▶ **Data provided**
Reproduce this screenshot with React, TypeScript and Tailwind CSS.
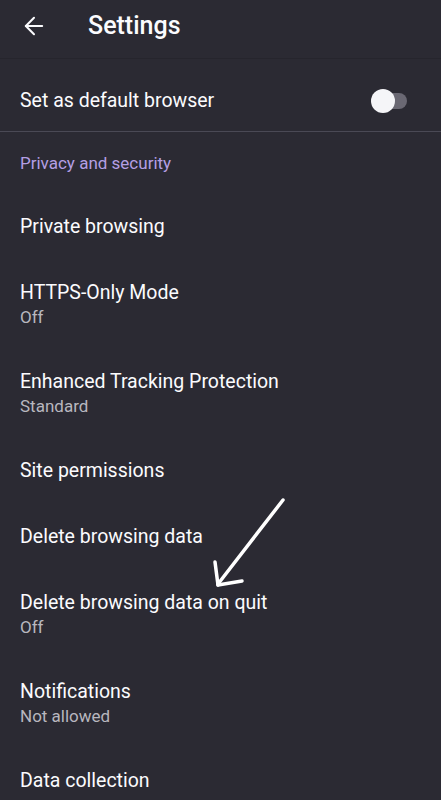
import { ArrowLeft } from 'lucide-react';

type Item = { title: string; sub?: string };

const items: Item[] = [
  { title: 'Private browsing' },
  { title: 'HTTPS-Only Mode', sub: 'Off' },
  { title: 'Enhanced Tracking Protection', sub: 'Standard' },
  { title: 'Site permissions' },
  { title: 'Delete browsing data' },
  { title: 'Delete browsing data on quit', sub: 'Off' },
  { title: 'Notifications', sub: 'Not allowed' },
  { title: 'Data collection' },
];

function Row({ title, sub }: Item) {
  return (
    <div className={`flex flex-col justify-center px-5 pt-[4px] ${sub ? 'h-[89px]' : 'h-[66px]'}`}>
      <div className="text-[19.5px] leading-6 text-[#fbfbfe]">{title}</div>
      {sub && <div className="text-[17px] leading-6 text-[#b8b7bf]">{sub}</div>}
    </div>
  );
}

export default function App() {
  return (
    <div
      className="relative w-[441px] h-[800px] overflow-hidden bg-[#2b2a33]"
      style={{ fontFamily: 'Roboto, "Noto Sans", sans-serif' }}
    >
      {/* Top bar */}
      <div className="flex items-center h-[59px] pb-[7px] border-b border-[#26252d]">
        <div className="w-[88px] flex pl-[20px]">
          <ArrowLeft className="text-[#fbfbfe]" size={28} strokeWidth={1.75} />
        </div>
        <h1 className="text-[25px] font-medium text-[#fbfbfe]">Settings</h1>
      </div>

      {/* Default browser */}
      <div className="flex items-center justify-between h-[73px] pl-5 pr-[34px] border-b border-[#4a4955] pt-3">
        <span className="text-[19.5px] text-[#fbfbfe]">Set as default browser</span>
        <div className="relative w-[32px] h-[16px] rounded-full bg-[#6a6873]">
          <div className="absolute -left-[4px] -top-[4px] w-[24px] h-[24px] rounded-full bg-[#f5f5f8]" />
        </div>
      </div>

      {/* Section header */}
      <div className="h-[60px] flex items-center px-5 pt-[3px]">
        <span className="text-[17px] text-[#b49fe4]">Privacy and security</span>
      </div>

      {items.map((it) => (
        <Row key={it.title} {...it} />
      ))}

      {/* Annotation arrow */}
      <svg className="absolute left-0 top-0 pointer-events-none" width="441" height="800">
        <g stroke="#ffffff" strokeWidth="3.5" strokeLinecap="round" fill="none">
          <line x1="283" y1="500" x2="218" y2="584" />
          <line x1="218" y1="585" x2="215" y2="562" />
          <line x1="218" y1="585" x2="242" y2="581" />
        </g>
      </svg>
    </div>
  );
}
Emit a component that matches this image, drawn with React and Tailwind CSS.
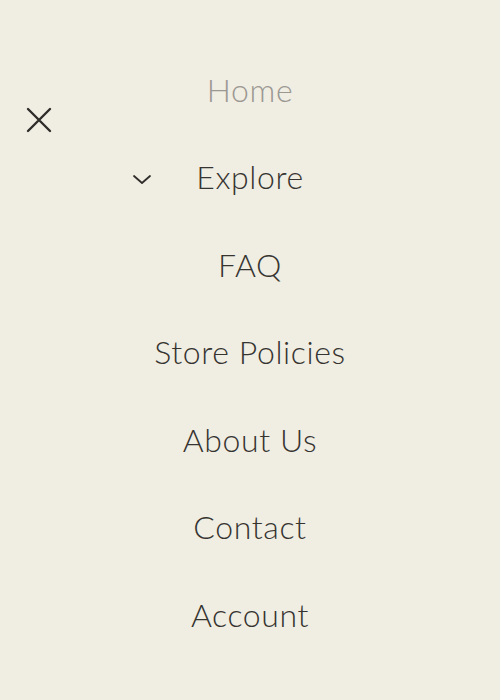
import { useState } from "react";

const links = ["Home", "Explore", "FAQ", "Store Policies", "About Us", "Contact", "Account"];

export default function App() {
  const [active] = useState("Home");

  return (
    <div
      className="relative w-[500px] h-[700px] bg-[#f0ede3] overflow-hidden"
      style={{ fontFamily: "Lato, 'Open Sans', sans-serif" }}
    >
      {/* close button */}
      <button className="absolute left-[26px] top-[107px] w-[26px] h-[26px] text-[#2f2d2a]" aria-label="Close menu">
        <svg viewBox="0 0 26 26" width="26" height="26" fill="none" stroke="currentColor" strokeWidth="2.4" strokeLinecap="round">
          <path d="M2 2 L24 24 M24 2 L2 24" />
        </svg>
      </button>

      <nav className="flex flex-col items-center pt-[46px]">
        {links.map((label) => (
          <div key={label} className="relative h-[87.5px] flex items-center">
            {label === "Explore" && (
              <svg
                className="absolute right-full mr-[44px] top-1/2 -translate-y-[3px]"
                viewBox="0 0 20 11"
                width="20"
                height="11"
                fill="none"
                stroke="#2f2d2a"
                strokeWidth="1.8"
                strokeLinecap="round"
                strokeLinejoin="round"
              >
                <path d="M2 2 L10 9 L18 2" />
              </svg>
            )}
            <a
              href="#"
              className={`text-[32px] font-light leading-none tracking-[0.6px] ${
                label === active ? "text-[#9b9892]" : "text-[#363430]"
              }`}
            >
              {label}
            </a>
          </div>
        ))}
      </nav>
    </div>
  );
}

▶ **Do this**
Print the records word for word and exclude any picture they hold.

▶ **Output below**
Reproduce this screenshot with React, TypeScript and Tailwind CSS.
import { ArrowLeft } from 'lucide-react';

type Item = { title: string; sub?: string };

const items: Item[] = [
  { title: 'Private browsing' },
  { title: 'HTTPS-Only Mode', sub: 'Off' },
  { title: 'Enhanced Tracking Protection', sub: 'Standard' },
  { title: 'Site permissions' },
  { title: 'Delete browsing data' },
  { title: 'Delete browsing data on quit', sub: 'Off' },
  { title: 'Notifications', sub: 'Not allowed' },
  { title: 'Data collection' },
];

function Row({ title, sub }: Item) {
  return (
    <div className={`flex flex-col justify-center px-5 pt-[4px] ${sub ? 'h-[89px]' : 'h-[66px]'}`}>
      <div className="text-[19.5px] leading-6 text-[#fbfbfe]">{title}</div>
      {sub && <div className="text-[17px] leading-6 text-[#b8b7bf]">{sub}</div>}
    </div>
  );
}

export default function App() {
  return (
    <div
      className="relative w-[441px] h-[800px] overflow-hidden bg-[#2b2a33]"
      style={{ fontFamily: 'Roboto, "Noto Sans", sans-serif' }}
    >
      {/* Top bar */}
      <div className="flex items-center h-[59px] pb-[7px] border-b border-[#26252d]">
        <div className="w-[88px] flex pl-[20px]">
          <ArrowLeft className="text-[#fbfbfe]" size={28} strokeWidth={1.75} />
        </div>
        <h1 className="text-[25px] font-medium text-[#fbfbfe]">Settings</h1>
      </div>

      {/* Default browser */}
      <div className="flex items-center justify-between h-[73px] pl-5 pr-[34px] border-b border-[#4a4955] pt-3">
        <span className="text-[19.5px] text-[#fbfbfe]">Set as default browser</span>
        <div className="relative w-[32px] h-[16px] rounded-full bg-[#6a6873]">
          <div className="absolute -left-[4px] -top-[4px] w-[24px] h-[24px] rounded-full bg-[#f5f5f8]" />
        </div>
      </div>

      {/* Section header */}
      <div className="h-[60px] flex items-center px-5 pt-[3px]">
        <span className="text-[17px] text-[#b49fe4]">Privacy and security</span>
      </div>

      {items.map((it) => (
        <Row key={it.title} {...it} />
      ))}

      {/* Annotation arrow */}
      <svg className="absolute left-0 top-0 pointer-events-none" width="441" height="800">
        <g stroke="#ffffff" strokeWidth="3.5" strokeLinecap="round" fill="none">
          <line x1="283" y1="500" x2="218" y2="584" />
          <line x1="218" y1="585" x2="215" y2="562" />
          <line x1="218" y1="585" x2="242" y2="581" />
        </g>
      </svg>
    </div>
  );
}
Emit a component that matches this image, drawn with React and Tailwind CSS.
import { useState } from "react";

const links = ["Home", "Explore", "FAQ", "Store Policies", "About Us", "Contact", "Account"];

export default function App() {
  const [active] = useState("Home");

  return (
    <div
      className="relative w-[500px] h-[700px] bg-[#f0ede3] overflow-hidden"
      style={{ fontFamily: "Lato, 'Open Sans', sans-serif" }}
    >
      {/* close button */}
      <button className="absolute left-[26px] top-[107px] w-[26px] h-[26px] text-[#2f2d2a]" aria-label="Close menu">
        <svg viewBox="0 0 26 26" width="26" height="26" fill="none" stroke="currentColor" strokeWidth="2.4" strokeLinecap="round">
          <path d="M2 2 L24 24 M24 2 L2 24" />
        </svg>
      </button>

      <nav className="flex flex-col items-center pt-[46px]">
        {links.map((label) => (
          <div key={label} className="relative h-[87.5px] flex items-center">
            {label === "Explore" && (
              <svg
                className="absolute right-full mr-[44px] top-1/2 -translate-y-[3px]"
                viewBox="0 0 20 11"
                width="20"
                height="11"
                fill="none"
                stroke="#2f2d2a"
                strokeWidth="1.8"
                strokeLinecap="round"
                strokeLinejoin="round"
              >
                <path d="M2 2 L10 9 L18 2" />
              </svg>
            )}
            <a
              href="#"
              className={`text-[32px] font-light leading-none tracking-[0.6px] ${
                label === active ? "text-[#9b9892]" : "text-[#363430]"
              }`}
            >
              {label}
            </a>
          </div>
        ))}
      </nav>
    </div>
  );
}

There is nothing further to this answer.